Extract, exactly as written, each line from the start of the records below to the line containing "string; x: number;", both ends included; drop the pictures.

## Begin Extracted material

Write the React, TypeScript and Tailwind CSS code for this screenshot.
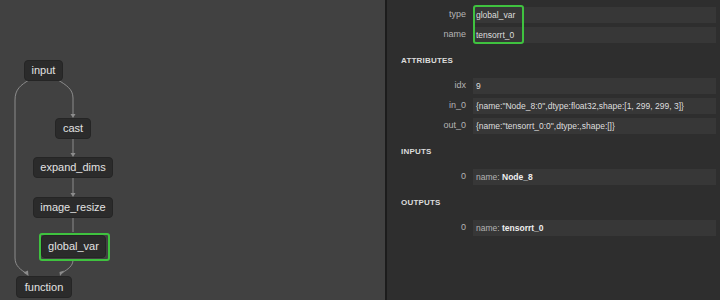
import React from 'react';

type GraphNode = { label: string; x: number; y: number; w: number; h: number };

const nodes: GraphNode[] = [
  { label: 'input', x: 24, y: 60, w: 39, h: 21 },
  { label: 'cast', x: 55, y: 118, w: 36, h: 21 },
  { label: 'expand_dims', x: 33, y: 157, w: 80, h: 21 },
  { label: 'image_resize', x: 33, y: 197, w: 80, h: 21 },
  { label: 'global_var', x: 41, y: 235, w: 65, h: 23 },
  { label: 'function', x: 16, y: 276, w: 56, h: 22 },
];

function Arrow({ x, y }: { x: number; y: number }) {
  return <path d={`M${x - 2.5} ${y - 4} L${x + 2.5} ${y - 4} L${x} ${y} Z`} fill="#8c8c8c" />;
}

function Graph() {
  return (
    <div className="relative w-[385px] h-full bg-[#414141] overflow-hidden">
      <svg className="absolute inset-0" width="385" height="300">
        <g fill="none" stroke="#8c8c8c" strokeWidth="1">
          <path d="M58 80 C66 85, 73 89, 73 98 L73 114" />
          <path d="M29 80 C21 85, 15 89, 15 100 L15 258 C15 266, 21 270, 26 273" />
          <path d="M73 139 L73 153" />
          <path d="M73 178 L73 193" />
          <path d="M73 218 L73 232" />
          <path d="M73 260 C73 266, 68 269, 62 273" />
        </g>
        <Arrow x={73} y={118} />
        <Arrow x={73} y={157} />
        <Arrow x={73} y={197} />
        <path d="M23.5 272.5 L28 270.5 L28.5 276 Z" fill="#8c8c8c" />
        <path d="M64.5 270.5 L60 276 L59.5 272 Z" fill="#8c8c8c" />
      </svg>
      {nodes.map((n) => (
        <div
          key={n.label}
          className="absolute flex items-center justify-center rounded-[4px] bg-[#2b2b2b] border border-[#252525] text-[11px] text-[#e2e2e2]"
          style={{ left: n.x, top: n.y, width: n.w, height: n.h }}
        >
          {n.label}
        </div>
      ))}
      <div className="absolute left-[39px] top-[233px] w-[71px] h-[28px] rounded-[3px] border-2 border-[#3fc23f]" />
    </div>
  );
}

function Row({ label, children }: { label: string; children: React.ReactNode }) {
  return (
    <div className="flex items-center h-[16px]">
      <div className="w-[79px] shrink-0 text-right text-[9px] text-[#b4b4b4]">{label}</div>
      <div className="ml-[7px] flex-1 h-full flex items-center bg-[#373737] pl-[3px] text-[8.5px] text-[#dedede] whitespace-nowrap overflow-hidden">
        {children}
      </div>
    </div>
  );
}

function Section({ title }: { title: string }) {
  return (
    <div className="h-[35px] flex items-center pl-[14px] text-[8px] font-bold text-[#dcdcdc] tracking-[0.2px]">
      {title}
    </div>
  );
}

export default function App() {
  return (
    <div className="flex w-[720px] h-[300px] bg-[#2e2e2e]" style={{ fontFamily: '"Liberation Sans", Arial, sans-serif' }}>
      <Graph />
      <div className="w-[2px] h-full bg-[#1c1c1c]" />
      <div className="relative flex-1 pt-[7px] pr-[4px]">
        <div className="flex flex-col gap-[4px]">
          <Row label="type">global_var</Row>
          <Row label="name">tensorrt_0</Row>
        </div>
        <Section title="ATTRIBUTES" />
        <div className="flex flex-col gap-[4px]">
          <Row label="idx">9</Row>
          <Row label="in_0">{'{name:"Node_8:0",dtype:float32,shape:[1, 299, 299, 3]}'}</Row>
          <Row label="out_0">{'{name:"tensorrt_0:0",dtype:,shape:[]}'}</Row>
        </div>
        <Section title="INPUTS" />
        <Row label="0">
          <span className="text-[#b4b4b4]">name:&nbsp;</span>
          <span className="font-bold text-[#eeeeee]">Node_8</span>
        </Row>
        <Section title="OUTPUTS" />
        <Row label="0">
          <span className="text-[#b4b4b4]">name:&nbsp;</span>
          <span className="font-bold text-[#eeeeee]">tensorrt_0</span>
        </Row>
        <div className="absolute left-[86px] top-[5px] w-[51px] h-[39px] rounded-[3px] border-2 border-[#3fc23f]" />
      </div>
    </div>
  );
}
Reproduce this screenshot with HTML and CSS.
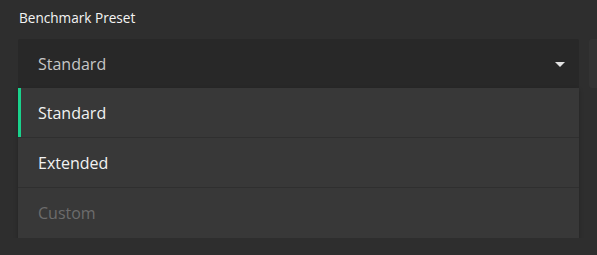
FILE: index.html
```html
<!DOCTYPE html>
<html lang="en">
<head>
    <meta charset="UTF-8">
    <title>Benchmark Preset</title>
    <link rel="stylesheet" href="styles.css">
</head>
<body>
    <div class="settings-row">
        <!-- Preset selector -->
        <div class="field">
            <div class="field-label">Benchmark Preset</div>
            <div class="select">
                <div class="select-box">
                    <span class="select-value">Standard</span>
                    <svg class="caret" width="10" height="5" viewBox="0 0 10 5"><path d="M0 0 H10 L5 5 Z" fill="#e2e2e2"/></svg>
                </div>
                <ul class="select-menu">
                    <li class="option active">Standard</li>
                    <li class="option">Extended</li>
                    <li class="option disabled">Custom</li>
                </ul>
            </div>
        </div>
        <!-- Next column peeking in at the edge -->
        <div class="side-card"></div>
    </div>
</body>
</html>
```

FILE: styles.css
```css
body {
    margin: 0;
    background-color: #2e2e2e;
    font-family: "Open Sans", "Noto Sans", Arial, sans-serif;
    color: #f4f4f4;
}
.settings-row {
    display: flex;
    gap: 10px;
    padding: 9px 0 0 18px;
}
.field {
    flex: 0 0 561px;
}
.field-label {
    font-size: 13.6px;
    line-height: 18px;
    margin-bottom: 12px;
    padding-left: 1px;
}
.select-box {
    display: flex;
    justify-content: space-between;
    align-items: center;
    height: 49px;
    padding: 0 14px 0 20px;
    background-color: #282828;
    border-radius: 2px 2px 0 0;
}
.select-value {
    font-size: 16px;
    color: #c6c6c6;
}
.caret {
    display: block;
    margin-top: 2px;
}
/* Open dropdown list */
.select-menu {
    margin: 0;
    padding: 0;
    list-style: none;
    background-color: #383838;
    box-shadow: 0 2px 4px rgba(0, 0, 0, 0.25);
}
.option {
    height: 49px;
    line-height: 50px;
    padding-left: 20px;
    font-size: 16px;
    color: #f2f2f2;
    border-bottom: 1px solid #2f2f2f;
}
.option:last-child {
    border-bottom: none;
    height: 50px;
}
.option.active {
    box-shadow: inset 3px 0 0 #1ad28c;
}
.option.disabled {
    color: #6c6c6c;
}
.side-card {
    flex: 0 0 20px;
    height: 49px;
    margin-top: 30px;
    background-color: #333333;
    border-radius: 3px;
}
```
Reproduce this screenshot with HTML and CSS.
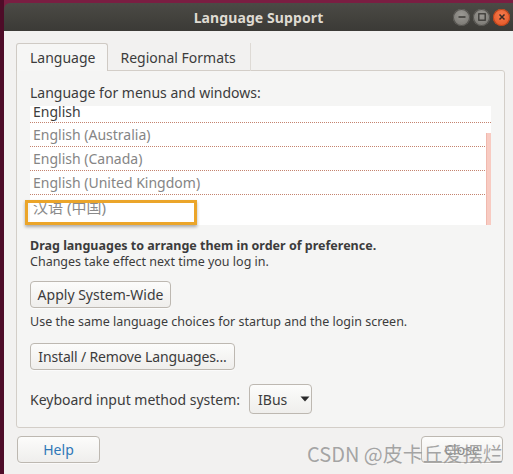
FILE: index.html
```html
<!DOCTYPE html>
<html lang="en">
<head>
<meta charset="utf-8">
<title>Language Support</title>
<link rel="stylesheet" href="styles.css">
</head>
<body>
<div class="desktop">
  <div class="window">
    <div class="titlebar">
      <span class="title">Language Support</span>
      <div class="wm-buttons">
        <span class="wm-btn wm-min"><svg width="10" height="10" viewBox="0 0 10 10"><path d="M1.5 5h7" stroke="#3a3935" stroke-width="1.6"/></svg></span>
        <span class="wm-btn wm-max"><svg width="10" height="10" viewBox="0 0 10 10"><rect x="1.8" y="1.8" width="6.4" height="6.4" fill="none" stroke="#3a3935" stroke-width="1.3"/></svg></span>
        <span class="wm-btn wm-close"><svg width="10" height="10" viewBox="0 0 10 10"><path d="M2.5 2.5l5 5M7.5 2.5l-5 5" stroke="#3a2a24" stroke-width="1.5"/></svg></span>
      </div>
    </div>
    <div class="content">
      <div class="tabs">
        <div class="tab active">Language</div>
        <div class="tab">Regional Formats</div>
      </div>
      <div class="panel">
        <div class="label">Language for menus and windows:</div>
        <div class="list-wrap">
          <div class="list">
            <div class="rows">
              <div class="row primary">English</div>
              <div class="row">English (Australia)</div>
              <div class="row">English (Canada)</div>
              <div class="row">English (United Kingdom)</div>
              <div class="row cjk">汉语 (中国)</div>
            </div>
            <div class="scrollbar"></div>
          </div>
          <div class="highlight"></div>
        </div>
        <p class="hint"><b>Drag languages to arrange them in order of preference.</b><br>Changes take effect next time you log in.</p>
        <div><button class="btn btn-apply">Apply System-Wide</button></div>
        <p class="note">Use the same language choices for startup and the login screen.</p>
        <div><button class="btn btn-install">Install / Remove Languages...</button></div>
        <div class="kbd-row">
          <span>Keyboard input method system:</span>
          <span class="combo">IBus <svg width="10" height="6" viewBox="0 0 10 6"><path d="M0.5 0.5h9L5 5.5z" fill="#2b2b2b"/></svg></span>
        </div>
      </div>
      <div class="actions">
        <button class="btn btn-help">Help</button>
        <button class="btn btn-close">Close</button>
      </div>
      <div class="watermark">CSDN @皮卡丘爱摆烂</div>
    </div>
  </div>
</div>
</body>
</html>
```

FILE: styles.css
```css
* { box-sizing: border-box; }
html, body { margin: 0; padding: 0; }
body {
  width: 513px;
  height: 474px;
  overflow: hidden;
  background: #6a1638;
  font-family: "Noto Sans", "Noto Sans CJK SC", sans-serif;
  color: #3c3c3c;
}
.desktop {
  padding: 3px 0 0 4px;
  height: 474px;
  background: linear-gradient(90deg, #4e0c28 0, #4e0c28 4px, #7a1e42 4px);
}
.window {
  width: 509px;
  height: 471px;
  display: flex;
  flex-direction: column;
  border-radius: 6px 0 0 0;
  overflow: hidden;
}
.titlebar {
  height: 28px;
  flex: none;
  display: grid;
  grid-template-columns: 1fr auto 1fr;
  align-items: center;
  background: linear-gradient(#4b4a45, #3b3a36);
}
.title {
  grid-column: 2;
  font-weight: bold;
  font-size: 14px;
  color: #dfdbd2;
  letter-spacing: 0.1px;
}
.wm-buttons {
  grid-column: 3;
  justify-self: end;
  display: flex;
  gap: 3px;
  padding-right: 3px;
}
.wm-btn {
  width: 17px;
  height: 17px;
  border-radius: 50%;
  display: flex;
  align-items: center;
  justify-content: center;
  background: radial-gradient(circle at 50% 35%, #9a9893, #73716c);
  box-shadow: inset 0 0 0 1px #55534f;
}
.wm-close {
  background: radial-gradient(circle at 50% 35%, #f47a4c, #e2501f);
  box-shadow: inset 0 0 0 1px #b9441c;
}
.content {
  flex: 1;
  position: relative;
  background: #f2f1f0;
  padding: 12px 8px 0 12px;
}
.tabs {
  display: flex;
  height: 28px;
  position: relative;
  z-index: 1;
}
.tab {
  height: 28px;
  padding: 0 14px 0 12px;
  display: flex;
  align-items: center;
  font-size: 14px;
  color: #3c3c3c;
  border-right: 1px solid #dedad5;
}
.tab.active {
  background: #f6f6f5;
  border: 1px solid #cfcac4;
  border-bottom: none;
  border-radius: 3px 3px 0 0;
  height: 28px;
  padding: 0 12px 0 13px;
}
.panel {
  margin-top: -1px;
  border: 1px solid #d3cec8;
  border-radius: 0 3px 3px 3px;
  background: #f5f5f4;
  padding: 13px 13px 12px 13px;
  height: 358px;
}
.label {
  font-size: 14px;
  line-height: 17px;
  margin-bottom: 5px;
}
.list-wrap {
  position: relative;
}
.list {
  position: relative;
  height: 119px;
  width: 461px;
  background: #ffffff;
  overflow: hidden;
}
.rows { margin-top: -7px; }
.row {
  height: 24px;
  padding-left: 3px;
  font-size: 14px;
  line-height: 24px;
  color: #858585;
  border-bottom: 1px dotted #c4836f;
}
.row.primary { color: #3c3c3c; line-height: 26px; }
.row.cjk {
  border-bottom: none;
  font-size: 15px;
  line-height: 25px;
  color: #8a8a8a;
}
.scrollbar {
  position: absolute;
  right: 0;
  top: 27px;
  bottom: 0;
  width: 5px;
  background: #f8cbc2;
  border-left: 1px solid #f1b9ae;
}
.highlight {
  position: absolute;
  left: -5px;
  top: 94px;
  width: 172px;
  height: 25px;
  border: 3px solid #eba52a;
  box-shadow: 0 2px 3px rgba(0, 0, 0, 0.3);
}
.hint {
  margin: 13px 0 0;
  font-size: 12.5px;
  line-height: 16px;
}
.hint b { font-weight: bold; }
.note {
  margin: 6px 0 0;
  font-size: 12.5px;
  line-height: 16px;
}
.btn {
  font-family: inherit;
  font-size: 14px;
  color: #3c3c3c;
  height: 27px;
  padding: 0 6px;
  white-space: nowrap;
  border: 1px solid #bdb8b1;
  border-radius: 4px;
  background: linear-gradient(#fcfcfb, #efeeec);
  box-shadow: 0 1px 0 rgba(255,255,255,0.6);
}
.btn-apply { margin-top: 11px; width: 141px; }
.btn-install {
  margin-top: 13px;
  min-width: 205px;
  padding: 0 5px;
  letter-spacing: -0.15px;
}
.kbd-row {
  margin-top: 14px;
  display: flex;
  align-items: center;
  gap: 9px;
  font-size: 14px;
}
.combo {
  width: 63px;
  height: 30px;
  display: flex;
  align-items: center;
  gap: 13px;
  padding-left: 8px;
  border: 1px solid #bdb8b1;
  border-radius: 4px;
  background: linear-gradient(#fcfcfb, #efeeec);
}
.actions {
  display: flex;
  justify-content: space-between;
  margin-top: 8px;
  padding: 0 2px 0 1px;
}
.btn-help {
  width: 83px;
  height: 27px;
  color: #2f78b8;
}
.btn-close {
  width: 82px;
  height: 27px;
  color: #8a8a8a;
}
.watermark {
  position: absolute;
  left: 303px;
  top: 410px;
  font-family: "Noto Sans CJK SC", sans-serif;
  font-size: 20px;
  line-height: 26px;
  color: rgba(150, 150, 150, 0.85);
  white-space: nowrap;
}
```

## End Extracted material

**Answer to this exercise**.
Write the React, TypeScript and Tailwind CSS code for this screenshot.
import React from 'react';

type GraphNode = { label: string; x: number; y: number; w: number; h: number };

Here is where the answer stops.